▶ _Set task_
All records must be quoted exactly. Omit the pictures.

▶ _Record extracts_
****

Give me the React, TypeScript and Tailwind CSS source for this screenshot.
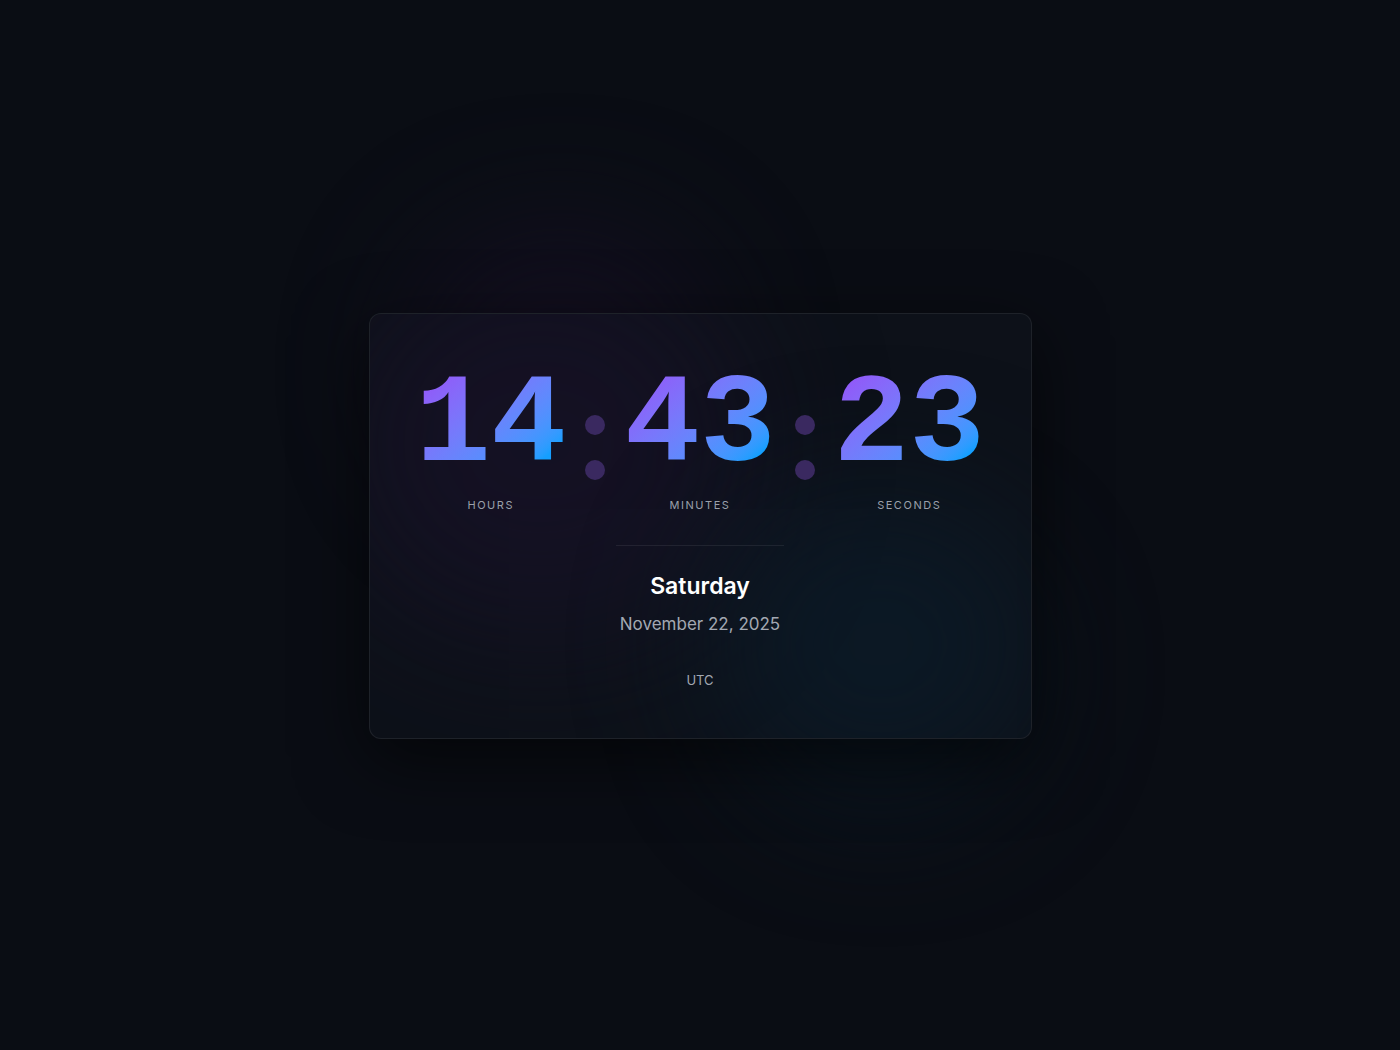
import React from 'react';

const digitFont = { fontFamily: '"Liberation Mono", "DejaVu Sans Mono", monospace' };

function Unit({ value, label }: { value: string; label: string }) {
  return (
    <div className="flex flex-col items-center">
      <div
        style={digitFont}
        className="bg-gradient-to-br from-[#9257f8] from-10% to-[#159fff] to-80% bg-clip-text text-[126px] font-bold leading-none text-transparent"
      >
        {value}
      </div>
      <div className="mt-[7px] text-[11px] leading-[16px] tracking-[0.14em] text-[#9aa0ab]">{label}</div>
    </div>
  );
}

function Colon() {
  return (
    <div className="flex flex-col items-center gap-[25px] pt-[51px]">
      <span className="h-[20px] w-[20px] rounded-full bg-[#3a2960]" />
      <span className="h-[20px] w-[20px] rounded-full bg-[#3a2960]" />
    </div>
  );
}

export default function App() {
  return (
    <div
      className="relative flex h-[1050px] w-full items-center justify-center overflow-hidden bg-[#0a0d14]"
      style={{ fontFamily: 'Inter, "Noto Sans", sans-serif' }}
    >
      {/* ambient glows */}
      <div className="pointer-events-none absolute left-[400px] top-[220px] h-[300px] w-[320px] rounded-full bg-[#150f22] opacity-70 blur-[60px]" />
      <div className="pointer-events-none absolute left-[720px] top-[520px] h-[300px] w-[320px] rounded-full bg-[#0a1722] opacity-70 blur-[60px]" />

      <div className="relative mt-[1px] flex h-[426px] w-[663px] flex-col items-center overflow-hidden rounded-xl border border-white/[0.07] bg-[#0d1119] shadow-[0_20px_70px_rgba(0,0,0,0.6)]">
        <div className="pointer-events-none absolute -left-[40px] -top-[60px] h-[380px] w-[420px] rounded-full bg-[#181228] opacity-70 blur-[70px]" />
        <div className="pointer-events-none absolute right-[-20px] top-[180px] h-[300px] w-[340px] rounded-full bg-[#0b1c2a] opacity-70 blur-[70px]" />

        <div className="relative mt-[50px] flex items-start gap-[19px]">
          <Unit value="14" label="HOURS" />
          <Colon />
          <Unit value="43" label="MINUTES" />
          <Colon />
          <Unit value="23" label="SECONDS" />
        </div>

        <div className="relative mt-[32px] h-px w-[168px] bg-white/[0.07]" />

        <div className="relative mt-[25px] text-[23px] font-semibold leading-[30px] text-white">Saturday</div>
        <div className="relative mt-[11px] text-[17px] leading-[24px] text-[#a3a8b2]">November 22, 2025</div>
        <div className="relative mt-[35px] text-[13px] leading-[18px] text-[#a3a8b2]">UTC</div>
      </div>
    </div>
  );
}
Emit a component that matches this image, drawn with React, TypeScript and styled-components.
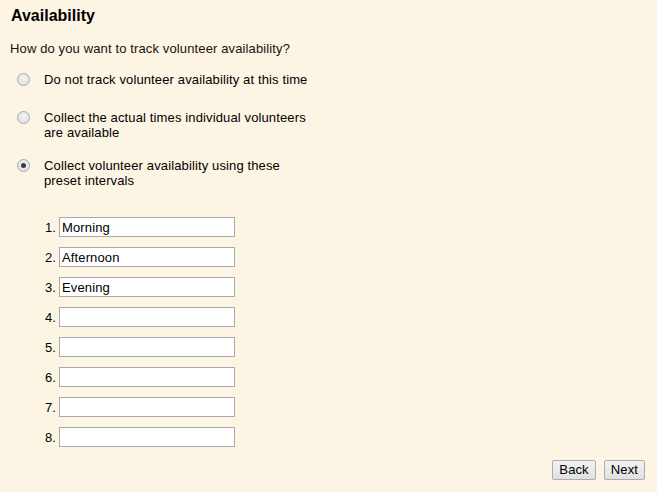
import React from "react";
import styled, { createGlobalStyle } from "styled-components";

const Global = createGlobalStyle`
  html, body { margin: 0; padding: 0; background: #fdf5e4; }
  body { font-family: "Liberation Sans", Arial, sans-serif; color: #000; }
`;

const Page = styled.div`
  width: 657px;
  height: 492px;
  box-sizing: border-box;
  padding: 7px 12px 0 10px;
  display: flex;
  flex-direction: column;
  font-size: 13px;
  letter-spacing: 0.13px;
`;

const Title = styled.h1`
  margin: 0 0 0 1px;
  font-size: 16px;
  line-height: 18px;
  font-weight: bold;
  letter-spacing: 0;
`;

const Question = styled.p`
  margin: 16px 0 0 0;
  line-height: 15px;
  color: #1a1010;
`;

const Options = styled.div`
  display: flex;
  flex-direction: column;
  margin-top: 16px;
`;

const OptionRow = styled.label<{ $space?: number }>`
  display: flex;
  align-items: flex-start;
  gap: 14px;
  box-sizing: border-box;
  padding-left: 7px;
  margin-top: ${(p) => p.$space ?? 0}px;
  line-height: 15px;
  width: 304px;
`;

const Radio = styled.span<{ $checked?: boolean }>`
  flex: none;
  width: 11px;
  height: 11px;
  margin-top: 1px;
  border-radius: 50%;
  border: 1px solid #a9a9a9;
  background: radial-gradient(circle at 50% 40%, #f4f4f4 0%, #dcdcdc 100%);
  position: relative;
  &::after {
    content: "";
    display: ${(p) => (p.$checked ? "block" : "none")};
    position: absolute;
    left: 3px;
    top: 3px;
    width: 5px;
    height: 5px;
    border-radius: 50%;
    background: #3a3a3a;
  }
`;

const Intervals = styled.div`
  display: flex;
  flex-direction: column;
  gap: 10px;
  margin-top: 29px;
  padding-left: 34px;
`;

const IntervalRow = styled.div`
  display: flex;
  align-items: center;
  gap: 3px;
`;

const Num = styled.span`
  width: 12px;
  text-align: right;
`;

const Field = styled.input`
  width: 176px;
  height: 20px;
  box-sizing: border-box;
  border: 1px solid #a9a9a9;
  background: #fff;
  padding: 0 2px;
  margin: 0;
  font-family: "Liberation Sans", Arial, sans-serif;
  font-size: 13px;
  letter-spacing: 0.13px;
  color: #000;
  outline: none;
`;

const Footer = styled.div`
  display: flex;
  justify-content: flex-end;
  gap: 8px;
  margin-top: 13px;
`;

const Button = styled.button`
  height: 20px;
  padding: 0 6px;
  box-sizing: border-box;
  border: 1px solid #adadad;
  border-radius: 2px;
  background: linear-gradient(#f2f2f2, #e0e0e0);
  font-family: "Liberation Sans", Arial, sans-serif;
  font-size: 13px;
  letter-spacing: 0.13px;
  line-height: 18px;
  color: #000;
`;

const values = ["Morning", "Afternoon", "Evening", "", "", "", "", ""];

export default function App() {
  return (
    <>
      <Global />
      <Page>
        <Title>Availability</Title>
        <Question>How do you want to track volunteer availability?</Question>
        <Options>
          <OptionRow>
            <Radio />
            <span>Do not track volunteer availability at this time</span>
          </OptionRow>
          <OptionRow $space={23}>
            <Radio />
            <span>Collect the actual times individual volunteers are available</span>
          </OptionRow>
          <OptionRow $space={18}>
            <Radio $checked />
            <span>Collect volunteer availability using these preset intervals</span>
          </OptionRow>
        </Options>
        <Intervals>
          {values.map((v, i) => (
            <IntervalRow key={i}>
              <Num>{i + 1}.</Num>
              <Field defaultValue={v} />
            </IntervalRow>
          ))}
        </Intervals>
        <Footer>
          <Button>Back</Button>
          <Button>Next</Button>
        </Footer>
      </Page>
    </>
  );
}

****

▶ _Exercise solution_
Give me the React, TypeScript and Tailwind CSS source for this screenshot.
import React from 'react';

const digitFont = { fontFamily: '"Liberation Mono", "DejaVu Sans Mono", monospace' };

function Unit({ value, label }: { value: string; label: string }) {
  return (
    <div className="flex flex-col items-center">
      <div
        style={digitFont}
        className="bg-gradient-to-br from-[#9257f8] from-10% to-[#159fff] to-80% bg-clip-text text-[126px] font-bold leading-none text-transparent"
      >
        {value}
      </div>
      <div className="mt-[7px] text-[11px] leading-[16px] tracking-[0.14em] text-[#9aa0ab]">{label}</div>
    </div>
  );
}

function Colon() {
  return (
    <div className="flex flex-col items-center gap-[25px] pt-[51px]">
      <span className="h-[20px] w-[20px] rounded-full bg-[#3a2960]" />
      <span className="h-[20px] w-[20px] rounded-full bg-[#3a2960]" />
    </div>
  );
}

export default function App() {
  return (
    <div
      className="relative flex h-[1050px] w-full items-center justify-center overflow-hidden bg-[#0a0d14]"
      style={{ fontFamily: 'Inter, "Noto Sans", sans-serif' }}
    >
      {/* ambient glows */}
      <div className="pointer-events-none absolute left-[400px] top-[220px] h-[300px] w-[320px] rounded-full bg-[#150f22] opacity-70 blur-[60px]" />
      <div className="pointer-events-none absolute left-[720px] top-[520px] h-[300px] w-[320px] rounded-full bg-[#0a1722] opacity-70 blur-[60px]" />

      <div className="relative mt-[1px] flex h-[426px] w-[663px] flex-col items-center overflow-hidden rounded-xl border border-white/[0.07] bg-[#0d1119] shadow-[0_20px_70px_rgba(0,0,0,0.6)]">
        <div className="pointer-events-none absolute -left-[40px] -top-[60px] h-[380px] w-[420px] rounded-full bg-[#181228] opacity-70 blur-[70px]" />
        <div className="pointer-events-none absolute right-[-20px] top-[180px] h-[300px] w-[340px] rounded-full bg-[#0b1c2a] opacity-70 blur-[70px]" />

        <div className="relative mt-[50px] flex items-start gap-[19px]">
          <Unit value="14" label="HOURS" />
          <Colon />
          <Unit value="43" label="MINUTES" />
          <Colon />
          <Unit value="23" label="SECONDS" />
        </div>

        <div className="relative mt-[32px] h-px w-[168px] bg-white/[0.07]" />

        <div className="relative mt-[25px] text-[23px] font-semibold leading-[30px] text-white">Saturday</div>
        <div className="relative mt-[11px] text-[17px] leading-[24px] text-[#a3a8b2]">November 22, 2025</div>
        <div className="relative mt-[35px] text-[13px] leading-[18px] text-[#a3a8b2]">UTC</div>
      </div>
    </div>
  );
}
Emit a component that matches this image, drawn with React, TypeScript and styled-components.
import React from "react";
import styled, { createGlobalStyle } from "styled-components";

const Global = createGlobalStyle`
  html, body { margin: 0; padding: 0; background: #fdf5e4; }
  body { font-family: "Liberation Sans", Arial, sans-serif; color: #000; }
`;

const Page = styled.div`
  width: 657px;
  height: 492px;
  box-sizing: border-box;
  padding: 7px 12px 0 10px;
  display: flex;
  flex-direction: column;
  font-size: 13px;
  letter-spacing: 0.13px;
`;

const Title = styled.h1`
  margin: 0 0 0 1px;
  font-size: 16px;
  line-height: 18px;
  font-weight: bold;
  letter-spacing: 0;
`;

const Question = styled.p`
  margin: 16px 0 0 0;
  line-height: 15px;
  color: #1a1010;
`;

const Options = styled.div`
  display: flex;
  flex-direction: column;
  margin-top: 16px;
`;

const OptionRow = styled.label<{ $space?: number }>`
  display: flex;
  align-items: flex-start;
  gap: 14px;
  box-sizing: border-box;
  padding-left: 7px;
  margin-top: ${(p) => p.$space ?? 0}px;
  line-height: 15px;
  width: 304px;
`;

const Radio = styled.span<{ $checked?: boolean }>`
  flex: none;
  width: 11px;
  height: 11px;
  margin-top: 1px;
  border-radius: 50%;
  border: 1px solid #a9a9a9;
  background: radial-gradient(circle at 50% 40%, #f4f4f4 0%, #dcdcdc 100%);
  position: relative;
  &::after {
    content: "";
    display: ${(p) => (p.$checked ? "block" : "none")};
    position: absolute;
    left: 3px;
    top: 3px;
    width: 5px;
    height: 5px;
    border-radius: 50%;
    background: #3a3a3a;
  }
`;

const Intervals = styled.div`
  display: flex;
  flex-direction: column;
  gap: 10px;
  margin-top: 29px;
  padding-left: 34px;
`;

const IntervalRow = styled.div`
  display: flex;
  align-items: center;
  gap: 3px;
`;

const Num = styled.span`
  width: 12px;
  text-align: right;
`;

const Field = styled.input`
  width: 176px;
  height: 20px;
  box-sizing: border-box;
  border: 1px solid #a9a9a9;
  background: #fff;
  padding: 0 2px;
  margin: 0;
  font-family: "Liberation Sans", Arial, sans-serif;
  font-size: 13px;
  letter-spacing: 0.13px;
  color: #000;
  outline: none;
`;

const Footer = styled.div`
  display: flex;
  justify-content: flex-end;
  gap: 8px;
  margin-top: 13px;
`;

const Button = styled.button`
  height: 20px;
  padding: 0 6px;
  box-sizing: border-box;
  border: 1px solid #adadad;
  border-radius: 2px;
  background: linear-gradient(#f2f2f2, #e0e0e0);
  font-family: "Liberation Sans", Arial, sans-serif;
  font-size: 13px;
  letter-spacing: 0.13px;
  line-height: 18px;
  color: #000;
`;

const values = ["Morning", "Afternoon", "Evening", "", "", "", "", ""];

export default function App() {
  return (
    <>
      <Global />
      <Page>
        <Title>Availability</Title>
        <Question>How do you want to track volunteer availability?</Question>
        <Options>
          <OptionRow>
            <Radio />
            <span>Do not track volunteer availability at this time</span>
          </OptionRow>
          <OptionRow $space={23}>
            <Radio />
            <span>Collect the actual times individual volunteers are available</span>
          </OptionRow>
          <OptionRow $space={18}>
            <Radio $checked />
            <span>Collect volunteer availability using these preset intervals</span>
          </OptionRow>
        </Options>
        <Intervals>
          {values.map((v, i) => (
            <IntervalRow key={i}>
              <Num>{i + 1}.</Num>
              <Field defaultValue={v} />
            </IntervalRow>
          ))}
        </Intervals>
        <Footer>
          <Button>Back</Button>
          <Button>Next</Button>
        </Footer>
      </Page>
    </>
  );
}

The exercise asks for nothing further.